Based on arbitration practice it is noted that arbitration courts do also reject acceptance of cases if there is no duly signed arbitration agreement or arbitration agreement is restricted to particular issues only or competence of a particular arbitration court cannot be identified.

The approach of national courts of Uzbekistan in respect of enforcement of arbitration agreements is primarily pro-enforcement. As a rule, national courts do enforce arbitration awards.

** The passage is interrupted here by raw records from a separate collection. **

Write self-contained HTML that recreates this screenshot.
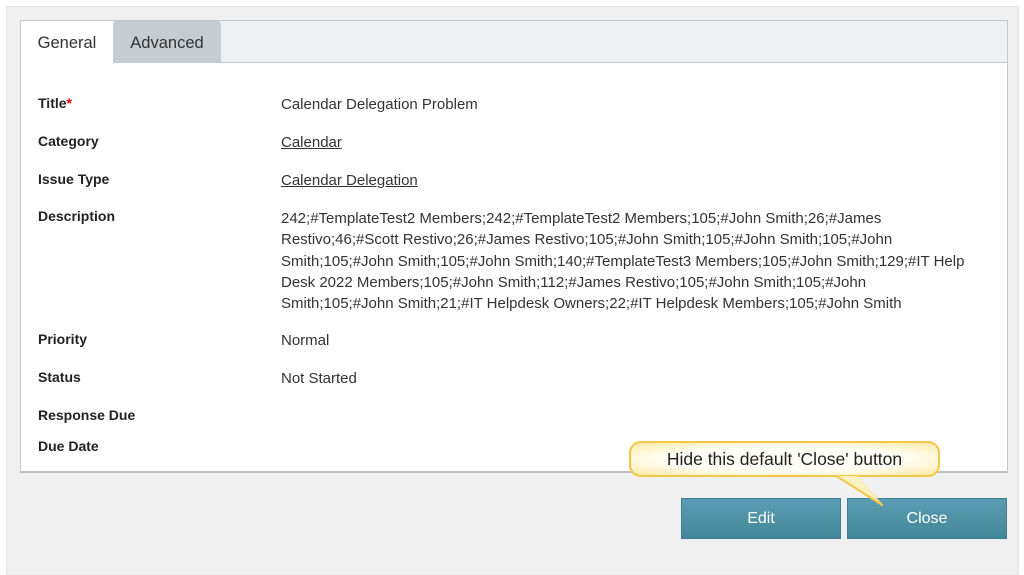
<!DOCTYPE html>
<html><head><style>
*{margin:0;padding:0;box-sizing:border-box}
body{width:1024px;height:575px;background:#fff;position:relative;overflow:hidden;font-family:"Liberation Sans",sans-serif;color:#333}
.bg{position:absolute;left:6px;top:6px;width:1013px;height:569px;background:#f0f0f0;border:1px solid #e6e6e6}
.panel{position:absolute;left:20px;top:20px;width:988px;height:453px;background:#fff;border:1px solid #c8c8c8;border-bottom:2px solid #c0c0c0}
.tabbar{position:absolute;left:0;top:0;width:986px;height:42px;background:#eef1f4;border-bottom:1px solid #c8c8c8}
.tab{position:absolute;top:0;height:42px;font-size:16.5px;line-height:44px;text-align:center;color:#333}
.t1{left:0;width:92px;background:#fff;height:43px}
.t2{left:92px;width:108px;background:#c5cdd3;border-radius:3px 3px 0 0}
.l{position:absolute;left:17px;font-size:14px;font-weight:bold;color:#222}
.v{position:absolute;left:260px;font-size:15px;color:#333;white-space:nowrap}
.u{text-decoration:underline}
.req{color:#d00}
.btn{position:absolute;top:498px;width:160px;height:41px;background:linear-gradient(#5b9db2,#43879a);border:1px solid #3d7f92;color:#fff;font-size:16px;text-align:center;line-height:40px}
.call{position:absolute;left:629px;top:441px;width:311px;height:36px;border:2px solid #f3c745;border-radius:12px;background:radial-gradient(ellipse at center,#fffef6 55%,#fbe9a3 100%);font-size:17.5px;text-align:center;line-height:33px;color:#222}
</style></head><body>
<div class="bg"></div>
<div class="panel">
 <div class="tabbar"><div class="tab t1">General</div><div class="tab t2">Advanced</div></div>
 <div class="l" style="top:74px">Title<span class="req">*</span></div>
 <div class="v" style="top:75px">Calendar Delegation Problem</div>
 <div class="l" style="top:112px">Category</div>
 <div class="v u" style="top:113px">Calendar</div>
 <div class="l" style="top:150px">Issue Type</div>
 <div class="v u" style="top:151px">Calendar Delegation</div>
 <div class="l" style="top:187px">Description</div>
 <div class="v" style="top:187px;line-height:21.3px">242;#TemplateTest2 Members;242;#TemplateTest2 Members;105;#John Smith;26;#James<br>Restivo;46;#Scott Restivo;26;#James Restivo;105;#John Smith;105;#John Smith;105;#John<br>Smith;105;#John Smith;105;#John Smith;140;#TemplateTest3 Members;105;#John Smith;129;#IT Help<br>Desk 2022 Members;105;#John Smith;112;#James Restivo;105;#John Smith;105;#John<br>Smith;105;#John Smith;21;#IT Helpdesk Owners;22;#IT Helpdesk Members;105;#John Smith</div>
 <div class="l" style="top:310px">Priority</div>
 <div class="v" style="top:311px">Normal</div>
 <div class="l" style="top:348px">Status</div>
 <div class="v" style="top:349px">Not Started</div>
 <div class="l" style="top:386px">Response Due</div>
 <div class="l" style="top:417px">Due Date</div>
</div>
<div class="btn" style="left:681px">Edit</div>
<div class="btn" style="left:847px">Close</div>
<svg style="position:absolute;left:0;top:0" width="1024" height="575"><path d="M855 475 L882 505 L835 475" fill="#fdf3cd" stroke="#f3c745" stroke-width="2" stroke-linejoin="round"/></svg>
<div class="call">Hide this default 'Close' button</div>
<svg style="position:absolute;left:0;top:0" width="1024" height="575"><path d="M857 476 L880 502 L838 476 Z" fill="#fdf0c0"/></svg>
</body></html>
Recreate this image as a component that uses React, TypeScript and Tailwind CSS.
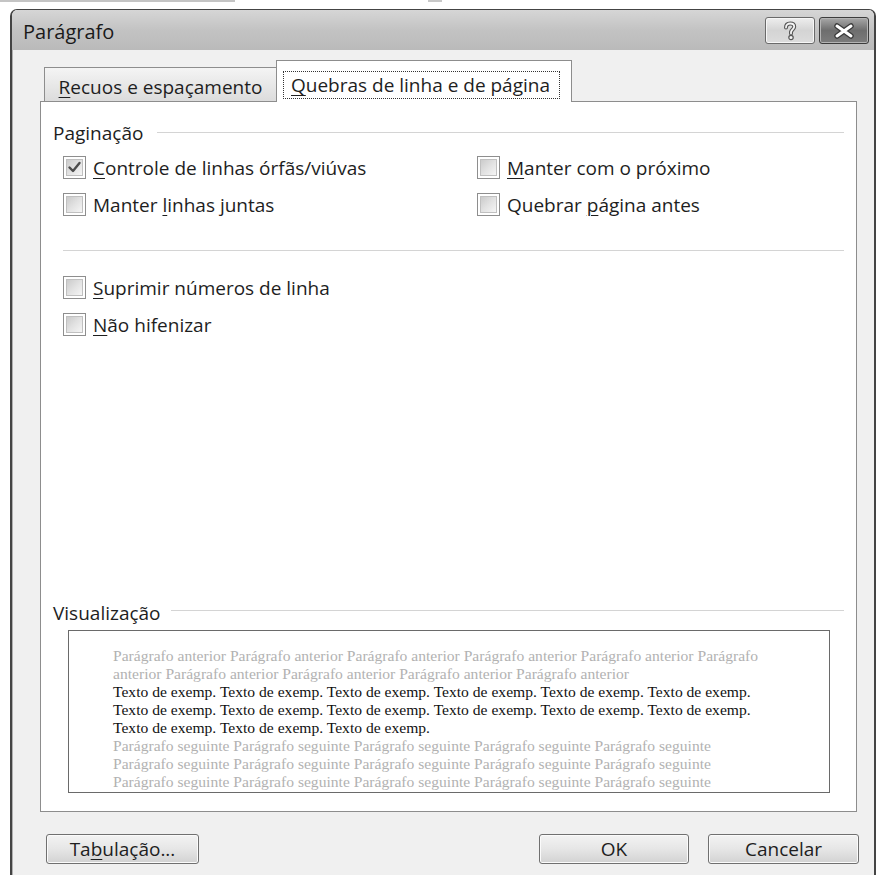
import React from 'react';

// Sublinha a letra de atalho (acelerador) de um rótulo
const Key: React.FC<{ children: React.ReactNode }> = ({ children }) => (
  <span className="underline underline-offset-[3px] decoration-[1px]">{children}</span>
);

const CheckMark = () => (
  <svg width="15" height="15" viewBox="0 0 15 15">
    <path d="M2.5 7.5 L6 11 L12.5 3" fill="none" stroke="#4d4d4d" strokeWidth="2.4" strokeLinecap="round" strokeLinejoin="round" />
  </svg>
);

const Check: React.FC<{ label: React.ReactNode; checked?: boolean }> = ({ label, checked }) => (
  <div className="flex items-center h-[37px] gap-[7px]">
    <span className="w-[23px] h-[23px] border border-[#8e8e8e] bg-white p-[2px] shrink-0">
      <span className="flex items-center justify-center w-full h-full border border-[#c0c0c0] bg-gradient-to-br from-[#cbcbcb] via-[#e2e2e2] to-[#f5f5f5]">
        {checked && <CheckMark />}
      </span>
    </span>
    <span className="text-[19px] leading-[26px] text-[#1e1e1e] whitespace-nowrap">{label}</span>
  </div>
);

const GroupHeader: React.FC<{ label: string; lineClass: string }> = ({ label, lineClass }) => (
  <div className="flex items-center h-[26px]">
    <span className="text-[19px] leading-[26px] text-[#1e1e1e]">{label}</span>
    <span className={`flex-1 h-px bg-[#d4d4d4] ${lineClass}`} />
  </div>
);

const DialogButton: React.FC<{ children: React.ReactNode; className?: string }> = ({ children, className }) => (
  <button
    className={`h-[30px] rounded-[3px] border border-[#707070] bg-gradient-to-b from-[#f3f3f3] via-[#e6e6e6] to-[#d2d2d2] shadow-[inset_0_0_0_1px_#fbfbfb] text-[19px] leading-[26px] text-[#1e1e1e] ${className ?? ''}`}
  >
    {children}
  </button>
);

const HelpIcon = () => (
  <svg width="16" height="20" viewBox="0 0 16 20">
    <path d="M4 6.5 C4 3.5 6 2.5 8.2 2.5 C10.8 2.5 12.2 4 12.2 5.8 C12.2 8 9.5 8.6 9 11 L9 12.5" fill="none" stroke="#555" strokeWidth="4" strokeLinecap="round" />
    <path d="M4 6.5 C4 3.5 6 2.5 8.2 2.5 C10.8 2.5 12.2 4 12.2 5.8 C12.2 8 9.5 8.6 9 11 L9 12.5" fill="none" stroke="#f4f4f4" strokeWidth="1.8" strokeLinecap="round" />
    <circle cx="9" cy="16.5" r="2.2" fill="#f4f4f4" stroke="#555" strokeWidth="1.2" />
  </svg>
);

const CloseIcon = () => (
  <svg width="22" height="16" viewBox="0 0 22 16">
    <path d="M4 3 L18 13 M18 3 L4 13" stroke="#3a3a3a" strokeWidth="5.5" strokeLinecap="round" />
    <path d="M4 3 L18 13 M18 3 L4 13" stroke="#ffffff" strokeWidth="3" strokeLinecap="round" />
  </svg>
);

const anteriorLines = [
  'Parágrafo anterior Parágrafo anterior Parágrafo anterior Parágrafo anterior Parágrafo anterior Parágrafo',
  'anterior Parágrafo anterior Parágrafo anterior Parágrafo anterior Parágrafo anterior',
];
const sampleLines = [
  'Texto de exemp. Texto de exemp. Texto de exemp. Texto de exemp. Texto de exemp. Texto de exemp.',
  'Texto de exemp. Texto de exemp. Texto de exemp. Texto de exemp. Texto de exemp. Texto de exemp.',
  'Texto de exemp. Texto de exemp. Texto de exemp.',
];
const seguinteLines = [
  'Parágrafo seguinte Parágrafo seguinte Parágrafo seguinte Parágrafo seguinte Parágrafo seguinte',
  'Parágrafo seguinte Parágrafo seguinte Parágrafo seguinte Parágrafo seguinte Parágrafo seguinte',
  'Parágrafo seguinte Parágrafo seguinte Parágrafo seguinte Parágrafo seguinte Parágrafo seguinte',
];

export default function App() {
  return (
    <div className="w-[878px] h-[875px] bg-white overflow-hidden font-['Open_Sans','Noto_Sans',sans-serif]">
      {/* resto da janela de trás, cortado no topo */}
      <div className="h-[9px] flex items-start">
        <span className="w-[235px] h-[2px] bg-[#c4c4c4]" />
        <span className="w-[14px] h-[2px] bg-[#c8c8c8] ml-[193px]" />
      </div>

      <div className="ml-[10px] w-[866px] h-[866px] border-l-2 border-r-2 border-t border-[#444] rounded-t-[7px] overflow-hidden flex flex-col">
        {/* barra de título */}
        <div className="h-[40px] shrink-0 flex items-start bg-gradient-to-b from-[#d6d6d6] via-[#c3c3c3] to-[#bababa] pl-[11px] pr-[5px]">
          <span className="mt-[9px] text-[20px] leading-[26px] text-[#1a1a1a]">Parágrafo</span>
          <div className="ml-auto mt-[7px] flex gap-[4px]">
            <div className="w-[50px] h-[27px] rounded-[3px] border border-[#6a6a6a] bg-gradient-to-b from-[#eeeeee] via-[#d4d4d4] to-[#dcdcdc] shadow-[inset_0_0_0_1px_#f6f6f6] flex items-center justify-center">
              <HelpIcon />
            </div>
            <div className="w-[50px] h-[27px] rounded-[3px] border border-[#3c3c3c] bg-gradient-to-b from-[#a8a8a8] via-[#6e6e6e] to-[#7c7c7c] shadow-[inset_0_0_0_1px_#b4b4b4] flex items-center justify-center">
              <CloseIcon />
            </div>
          </div>
        </div>

        {/* área do cliente */}
        <div className="flex-1 bg-[#f0f0f0] border-l border-[#b0b0b0] pl-[27px] pt-[10px]">
          {/* abas */}
          <div className="flex items-end h-[42px] -mb-px">
            <div className="ml-[4px] mb-px w-[233px] h-[34px] border border-b-0 border-[#8d8d8d] bg-gradient-to-b from-[#f4f4f4] to-[#dcdcdc] flex items-center justify-center pt-[4px] text-[19px] leading-[26px] text-[#1e1e1e]">
              <span><Key>R</Key>ecuos e espaçamento</span>
            </div>
            <div className="-ml-px relative z-10 w-[296px] h-[42px] border border-b-0 border-[#8d8d8d] bg-white pl-[6px] pt-[10px]">
              <div className="w-[277px] h-[28px] border border-dotted border-[#333] flex items-center pl-[7px] text-[19px] leading-[26px] text-[#1e1e1e]">
                <span><Key>Q</Key>uebras de linha e de página</span>
              </div>
            </div>
          </div>

          {/* painel da aba */}
          <div className="w-[817px] h-[711px] border border-[#8d8d8d] bg-white px-[12px] pt-[18px] pb-[18px] flex flex-col">
            <GroupHeader label="Paginação" lineClass="ml-[14px] mb-[2px]" />
            <div className="mt-[3px] pl-[10px] grid grid-cols-[414px_1fr]">
              <Check checked label={<><Key>C</Key>ontrole de linhas órfãs/viúvas</>} />
              <Check label={<><Key>M</Key>anter com o próximo</>} />
              <Check label={<>Manter <Key>l</Key>inhas juntas</>} />
              <Check label={<>Quebrar <Key>p</Key>ágina antes</>} />
            </div>
            <div className="mt-[27px] ml-[10px] h-px bg-[#d4d4d4]" />
            <div className="mt-[18px] pl-[10px] flex flex-col">
              <Check label={<><Key>S</Key>uprimir números de linha</>} />
              <Check label={<><Key>N</Key>ão hifenizar</>} />
            </div>

            <div className="mt-auto">
              <GroupHeader label="Visualização" lineClass="ml-[10px] mb-[6px]" />
              <div className="mt-[4px] ml-[15px] mr-[14px] h-[163px] border border-[#6a6a6a] bg-white overflow-hidden pl-[44px] pt-[16px] font-['Liberation_Serif','Times_New_Roman',serif] text-[15.6px] leading-[18px] whitespace-nowrap">
                {anteriorLines.map((line, i) => (
                  <div key={`a${i}`} className="text-[#b2b2b2]">{line}</div>
                ))}
                {sampleLines.map((line, i) => (
                  <div key={`t${i}`} className="text-[#111]">{line}</div>
                ))}
                {seguinteLines.map((line, i) => (
                  <div key={`s${i}`} className="text-[#b2b2b2]">{line}</div>
                ))}
              </div>
            </div>
          </div>

          {/* botões do rodapé */}
          <div className="mt-[22px] w-[819px] flex">
            <DialogButton className="ml-[6px] w-[153px]">
              Ta<Key>b</Key>ulação...
            </DialogButton>
            <DialogButton className="ml-auto w-[150px]">OK</DialogButton>
            <DialogButton className="ml-[19px] w-[151px]">Cancelar</DialogButton>
          </div>
        </div>
      </div>
    </div>
  );
}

In accordance with the national law, courts do not have competence to analyse the case on its merits but merely inspect compliance with procedural requirements. Provided that a respective arbitration court and arbitrators have been duly registered, all procedural requirements have been fulfilled and an arbitration agreement is in place, there are no grounds for national courts to refuse enforcement. After the national court has issued a writ of execution, and if the debtor refrains from executing the award, mandatory enforcement is performed by Bureau for Mandatory Enforcement under General Prosecutor’s office.

The Law on arbitration establishes that arbitration agreements made in the form of arbitration clauses are separate. Any conclusion of the court regarding an underlying contract being invalid does not, by virtue of Article 24 of Arbitration Law 2006, mean, or lead to, the invalidity of an arbitration clause. Therefore, any duly approved arbitration clause shall survive any invalidation of the underlying contract, even if it is made by court.

Nevertheless, it is always recommendable to make arbitration agreements in the form of separate agreements to reduce any legal risks.

In permanent arbitration tribunals, an arbitration board is formed from the list of arbitrators registered with this particular arbitration tribunal. The parties to a dispute are free to choose their arbitrator. Arbitrators acting independently must have a higher legal education. On an arbitration board, an arbitrator acting as a chairperson must have a higher legal education.

The following persons cannot act as arbitrators in Uzbekistan:

  • persons under the age of 25;
  • persons who cannot ensure unbiased resolution of a dispute, who are directly or indirectly interested in resolution of a dispute;
  • persons who have been announced by courts as having no or limited legal capacity;
  • persons having outstanding criminal conviction or non-served decision of criminal court;
  • any person forbidden by court or by law to act as arbitrator, judge, advocate, investigator, prosecutor or other category of law enforcement agent; or
  • any person who is due to his position as determined by law cannot act as arbitrator.

As a general rule, if an arbitration agreement is silent on the procedure for the appointment of arbitration board, then such a dispute shall be heard by three arbitrators and each party shall appoint its own arbitrator within 15 days. Two arbitrators choose the third arbitrator who shall act as a chairperson.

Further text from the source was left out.